Si somos fieles cada año en participar de los dolores de Cristo durante la Cuaresma y Semana Santa, también cada año la celebración del misterio de Pascua, al mismo tiempo que nos hace contemplar la gloria de Jesús, venciendo a la muerte, nos hará sentir con más fruto y con más abundancia aún, su divina condición de resucitado.

Esta celebración nos despegará más de todo lo que no es Dios, y acrecentará en nosotros, por la gracia, la fe, el amor y la vida divina. Avivará también nuestra esperanza, porque «al aparecer el último día, Cristo, que es nuestra vida», y nuestra Cabeza, «apareceremos también nosotros con El en la gloria»,por haber antes participado de su vida.

Esta esperanza nos colma de gozo, y como quiera que el misterio de Pascua es misterio de vida, por eso mismo confirma nuestra esperanza y resulta misterio de gozo en grado eminente. Y la Iglesia nos lo demuestra al repetir continuamente a lo largo del tiempo pascual el Alleluya, ese grito de alegría y de felicidad tomado de la liturgia del cielo.

En la Cuaresma prescindió de dicho cántico para manifestar su tristeza y poder tener parte en los dolores de su Esposo; pero ahora que lo ve resucitado, se regocija con Él y vuelve a entonar con nuevo fervor esa exclamación jubilosa que resume todos los sentimientos que la embargan.

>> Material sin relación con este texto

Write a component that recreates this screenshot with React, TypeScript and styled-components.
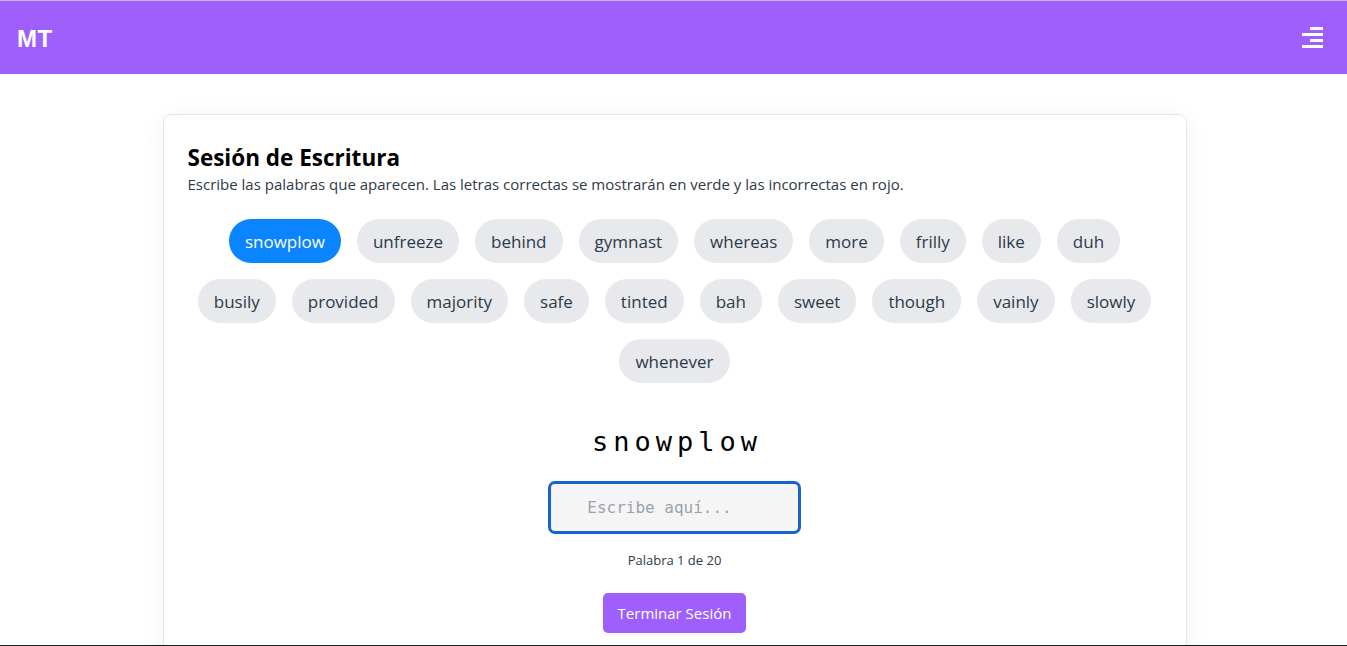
import React from "react";
import styled, { createGlobalStyle } from "styled-components";

const GlobalStyle = createGlobalStyle`
  html, body { margin: 0; padding: 0; background: #ffffff; overflow: hidden; }
  body { font-family: "Open Sans", "Noto Sans", sans-serif; color: #111; }
  * { box-sizing: border-box; }
`;

const Page = styled.div`
  height: 646px;
  overflow: hidden;
  border-top: 1px solid #c9b3f2;
  border-bottom: 1px solid #10201f;
  display: flex;
  flex-direction: column;
`;

const Header = styled.header`
  height: 73px;
  flex-shrink: 0;
  background: #9f5ffd;
  display: flex;
  align-items: center;
  justify-content: space-between;
  padding: 0 24px 0 17px;
`;

const Logo = styled.div`
  color: #ffffff;
  font-family: "Liberation Sans", Arial, sans-serif;
  font-weight: 700;
  font-size: 24px;
  letter-spacing: 0.5px;
  padding-top: 3px;
`;

const MenuButton = styled.button`
  background: none;
  border: none;
  padding: 0;
  width: 21px;
  height: 21px;
  display: flex;
  flex-direction: column;
  align-items: flex-end;
  gap: 3px;
  cursor: pointer;
`;

const MenuLine = styled.span<{ $short?: boolean }>`
  display: block;
  height: 3px;
  width: ${(p) => (p.$short ? "13px" : "21px")};
  background: #ffffff;
`;

const Main = styled.main`
  flex: 1;
  display: flex;
  justify-content: center;
  padding: 40px 0 0 2px;
`;

const Card = styled.section`
  width: 1024px;
  height: 700px;
  flex-shrink: 0;
  background: #ffffff;
  border: 1px solid #e6e6e6;
  border-radius: 8px;
  box-shadow: 0 4px 24px rgba(0, 0, 0, 0.06);
  padding: 28px 24px;
`;

const Title = styled.h2`
  margin: 0;
  font-size: 22.5px;
  font-weight: 700;
  color: #000;
  line-height: 30px;
`;

const Subtitle = styled.p`
  margin: 0;
  font-size: 15px;
  color: #2d3a4a;
  line-height: 22px;
`;

const Chips = styled.div`
  display: flex;
  flex-wrap: wrap;
  justify-content: center;
  gap: 16px;
  margin-top: 24px;
  padding: 0 10px;
`;

const Chip = styled.span<{ $active?: boolean }>`
  height: 44px;
  display: inline-flex;
  align-items: center;
  padding: 0 16px;
  border-radius: 22px;
  font-size: 17px;
  background: ${(p) => (p.$active ? "#0a84ff" : "#e8e9ec")};
  color: ${(p) => (p.$active ? "#ffffff" : "#2d3a4a")};
`;

const Practice = styled.div`
  display: flex;
  flex-direction: column;
  align-items: center;
  margin-top: 41px;
`;

const Word = styled.div`
  font-family: "DejaVu Sans Mono", "Liberation Mono", monospace;
  font-size: 27px;
  letter-spacing: 5px;
  color: #000;
  line-height: 36px;
  padding-left: 5px;
`;

const Input = styled.input`
  margin-top: 21px;
  width: 253px;
  height: 53px;
  border: 3px solid #1664d0;
  border-radius: 7px;
  background: #f5f5f5;
  font-family: "DejaVu Sans Mono", "Liberation Mono", monospace;
  font-size: 16px;
  text-align: center;
  padding: 0 42px 0 12px;
  outline: none;
  color: #111;
  caret-color: #000;
  &::placeholder { color: #9aa3ad; }
`;

const Counter = styled.div`
  margin-top: 17px;
  font-size: 13px;
  color: #2d3a4a;
  line-height: 18px;
`;

const EndButton = styled.button`
  margin-top: 24px;
  height: 40px;
  padding: 0 15px;
  border: none;
  border-radius: 5px;
  background: #9f5ffd;
  color: #ffffff;
  font-family: "Open Sans", "Noto Sans", sans-serif;
  font-size: 15px;
  cursor: pointer;
`;

const words = [
  "snowplow", "unfreeze", "behind", "gymnast", "whereas", "more", "frilly", "like", "duh",
  "busily", "provided", "majority", "safe", "tinted", "bah", "sweet", "though", "vainly", "slowly",
  "whenever",
];

export default function App() {
  return (
    <>
      <GlobalStyle />
      <Page>
        <Header>
          <Logo>MT</Logo>
          <MenuButton aria-label="menu">
            <MenuLine $short />
            <MenuLine />
            <MenuLine $short />
            <MenuLine />
          </MenuButton>
        </Header>
        <Main>
          <Card>
            <Title>Sesión de Escritura</Title>
            <Subtitle>
              Escribe las palabras que aparecen. Las letras correctas se mostrarán en verde y las incorrectas en rojo.
            </Subtitle>
            <Chips>
              {words.map((w, i) => (
                <Chip key={w} $active={i === 0}>{w}</Chip>
              ))}
            </Chips>
            <Practice>
              <Word>snowplow</Word>
              <Input placeholder="Escribe aquí..." autoFocus />
              <Counter>Palabra 1 de 20</Counter>
              <EndButton>Terminar Sesión</EndButton>
            </Practice>
          </Card>
        </Main>
      </Page>
    </>
  );
}
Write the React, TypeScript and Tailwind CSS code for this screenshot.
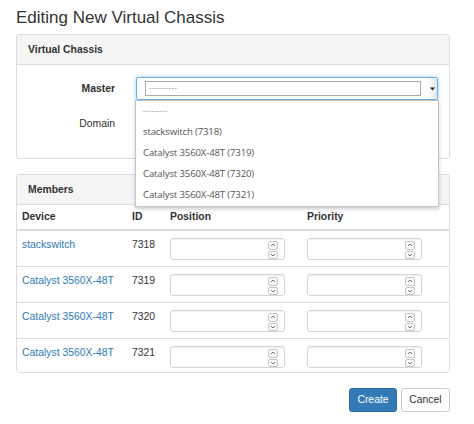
import React from "react";

const rows = [
  { name: "stackswitch", id: "7318" },
  { name: "Catalyst 3560X-48T", id: "7319" },
  { name: "Catalyst 3560X-48T", id: "7320" },
  { name: "Catalyst 3560X-48T", id: "7321" },
];

const rowH = ["h-[35px]", "h-[36px]", "h-[36px]", "h-[34px]"];

function Spinner() {
  return (
    <div className="absolute right-[6px] top-[2px] flex flex-col gap-[1px]">
      {[0, 1].map((i) => (
        <div
          key={i}
          className="w-[10px] h-[8.5px] border border-[#c8c8c8] rounded-[2px] bg-[#f8f8f8] flex items-center justify-center"
        >
          <svg width="6" height="4" viewBox="0 0 6 4">
            <path
              d={i === 0 ? "M1 3 L3 1 L5 3" : "M1 1 L3 3 L5 1"}
              fill="none"
              stroke="#666"
              strokeWidth="0.9"
            />
          </svg>
        </div>
      ))}
    </div>
  );
}

function NumInput() {
  return (
    <div className="relative w-[115px] h-[22px] border border-[#d4d4d4] rounded-[3px] bg-white shadow-[inset_0_1px_1px_rgba(0,0,0,0.06)]">
      <Spinner />
    </div>
  );
}

export default function App() {
  return (
    <div
      className="w-[474px] h-[424px] bg-white text-[#333] pl-[16px] pr-[24px] pt-[8px]"
      style={{ fontFamily: "'Liberation Sans', Arial, sans-serif" }}
    >
      <h1 className="text-[17px] leading-[20px] font-normal mb-[6px]">Editing New Virtual Chassis</h1>

      {/* Panel 1 */}
      <div className="border border-[#ddd] rounded-[3px]">
        <div className="h-[30px] bg-[#f5f5f5] border-b border-[#ddd] flex items-center pl-[11px] text-[10.4px] font-bold rounded-t-[3px]">
          Virtual Chassis
        </div>
        <div className="pt-[12px] pb-[23px] flex flex-col gap-[12px] relative">
          <div className="flex items-center h-[23px]">
            <div className="w-[98px] text-right text-[10.4px] font-bold">Master</div>
            <div className="ml-[21px] w-[302px] h-[23px] border border-[#66afe9] rounded-[2px] shadow-[0_0_4px_rgba(102,175,233,0.6)] flex items-center relative bg-white">
              <div className="ml-[8px] w-[276px] h-[15px] border border-[#a9a9a9] flex items-center pl-[3px]">
                <span className="text-[7px] text-[#777] tracking-[0.5px]">----------</span>
              </div>
              <div className="absolute right-0 top-0 bottom-0 w-[9px] bg-gradient-to-r from-[#fff] to-[#e5e5e5] flex items-center justify-center">
                <svg width="5" height="4" viewBox="0 0 5 4">
                  <path d="M0 0.5 L5 0.5 L2.5 3.5 Z" fill="#222" />
                </svg>
              </div>
            </div>
          </div>
          <div className="flex items-center h-[23px]">
            <div className="w-[98px] text-right text-[10.4px]">Domain</div>
            <div className="ml-[21px] w-[302px] h-[23px] border border-[#ccc] rounded-[3px] bg-white"></div>
          </div>

          {/* Dropdown list */}
          <div
            className="absolute left-[118px] top-[35px] w-[304px] bg-white border border-[#c4c4c4] shadow-[0_2px_4px_rgba(0,0,0,0.2)] text-[9.6px] tracking-[-0.15px] text-[#555] z-10"
            style={{ fontFamily: "'Open Sans', 'Noto Sans', sans-serif" }}
          >
            <div className="h-[21px] flex items-center pl-[7px]">
              <span className="text-[7px] tracking-[0.5px] text-[#777]">---------</span>
            </div>
            <div className="h-[21px] flex items-center pl-[7px]">stackswitch (7318)</div>
            <div className="h-[21px] flex items-center pl-[7px]">Catalyst 3560X-48T (7319)</div>
            <div className="h-[21px] flex items-center pl-[7px]">Catalyst 3560X-48T (7320)</div>
            <div className="h-[21px] flex items-center pl-[7px]">Catalyst 3560X-48T (7321)</div>
          </div>
        </div>
      </div>

      {/* Panel 2 */}
      <div className="mt-[15px] border border-[#ddd] rounded-[3px] text-[10.4px]">
        <div className="h-[30px] bg-[#f5f5f5] border-b border-[#ddd] flex items-center pl-[11px] font-bold rounded-t-[3px]">
          Members
        </div>
        <div className="grid grid-cols-[110px_38px_137px_1fr] h-[26px] border-b-2 border-[#ddd] font-bold items-center">
          <div className="pl-[5px]">Device</div>
          <div className="pl-[5px]">ID</div>
          <div className="pl-[5px]">Position</div>
          <div className="pl-[5px]">Priority</div>
        </div>
        {rows.map((r, i) => (
          <div
            key={i}
            className={`grid grid-cols-[110px_38px_137px_1fr] ${rowH[i]} ${i > 0 ? "border-t border-[#ddd]" : ""}`}
          >
            <div className="pl-[5px] pt-[6px] text-[#337ab7] leading-[15px]">{r.name}</div>
            <div className="pl-[5px] pt-[6px] leading-[15px]">{r.id}</div>
            <div className="pl-[5px] pt-[7px]">
              <NumInput />
            </div>
            <div className="pl-[5px] pt-[7px]">
              <NumInput />
            </div>
          </div>
        ))}
      </div>

      <div className="flex justify-end gap-[4px] mt-[15px] text-[10.4px]">
        <button className="w-[48px] h-[24px] bg-[#337ab7] border border-[#2e6da4] text-white rounded-[3px]">
          Create
        </button>
        <button className="w-[49px] h-[24px] bg-white border border-[#ccc] text-[#333] rounded-[3px]">
          Cancel
        </button>
      </div>
    </div>
  );
}
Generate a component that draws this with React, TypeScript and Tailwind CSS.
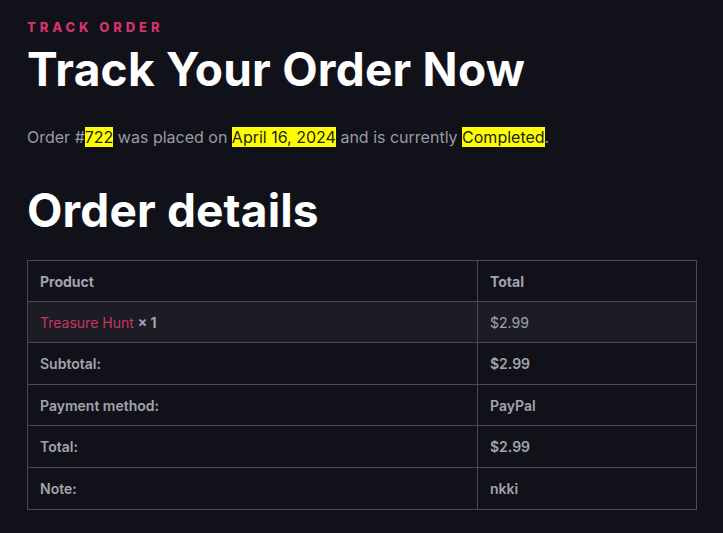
export default function App() {
  const rows: [string, string, string][] = [
    ["Subtotal:", "$2.99", "h-[42px]"],
    ["Payment method:", "PayPal", "h-[41px]"],
    ["Total:", "$2.99", "h-[42px]"],
    ["Note:", "nkki", "h-[42px]"],
  ];

  return (
    <div className="min-h-[533px] bg-[#11111a] px-[27px] pt-[20px] font-['Inter',sans-serif]">
      <p className="text-[13px] font-extrabold uppercase leading-[14px] tracking-[0.3em] text-[#d6336c]">
        Track order
      </p>
      <h1 className="mt-[7px] text-[46px] font-bold leading-[56px] tracking-[0.005em] text-white">
        Track Your Order Now
      </h1>
      <p className="mt-[28px] text-[16px] leading-[24px] text-[#9a9aa6]">
        Order #<mark className="bg-[#ffff00] text-[#222]">722</mark> was placed on{" "}
        <mark className="bg-[#ffff00] text-[#222]">April 16, 2024</mark> and is currently{" "}
        <mark className="bg-[#ffff00] text-[#222]">Completed</mark>.
      </p>
      <h2 className="mt-[33px] text-[46px] font-bold leading-[56px] tracking-[0.003em] text-white">
        Order details
      </h2>
      <table className="mt-[22px] w-[670px] border-collapse text-[14px] text-[#a3a3ad]">
        <thead>
          <tr className="h-[41px]">
            <th className="w-[450px] border border-[#4a4a55] px-3 text-left font-bold">Product</th>
            <th className="border border-[#4a4a55] px-3 text-left font-bold">Total</th>
          </tr>
        </thead>
        <tbody>
          <tr className="h-[41px] bg-[#1c1c25]">
            <td className="border border-[#4a4a55] px-3">
              <span className="text-[#c9355f]">Treasure Hunt</span>{" "}
              <strong className="font-bold">× 1</strong>
            </td>
            <td className="border border-[#4a4a55] px-3">$2.99</td>
          </tr>
          {rows.map(([label, value, h]) => (
            <tr key={label} className={h}>
              <th className="border border-[#4a4a55] px-3 text-left font-semibold">{label}</th>
              <td className="border border-[#4a4a55] px-3 font-semibold">{value}</td>
            </tr>
          ))}
        </tbody>
      </table>
    </div>
  );
}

No olvidemos nunca que formamos una misma cosa con Cristo, que su triunfo es el nuestro y que su gloria es principio de nuestro gozo. Repitamos también con la Iglesia nuestra Madre, con frecuencia el Alleluya, para demostrar a Cristo nuestra alegría por verle triunfador de la muerte, y para dar gracias al Padre por la gloria que tributa a su Hijo.

El Alleluya, repetido sin cesar por la Iglesia durante los cincuenta días del período pascual, como un eco continuado de aquella oración con la que termina la semana de Pascua: «Te pedimos, Señor, nosconcedas que estos misterios de Pascua sirvan de acción de gracias en nuestra vida , y que la continua operación de la obra de nuestra regeneración sea para nosotros causa de la perpetua alegría».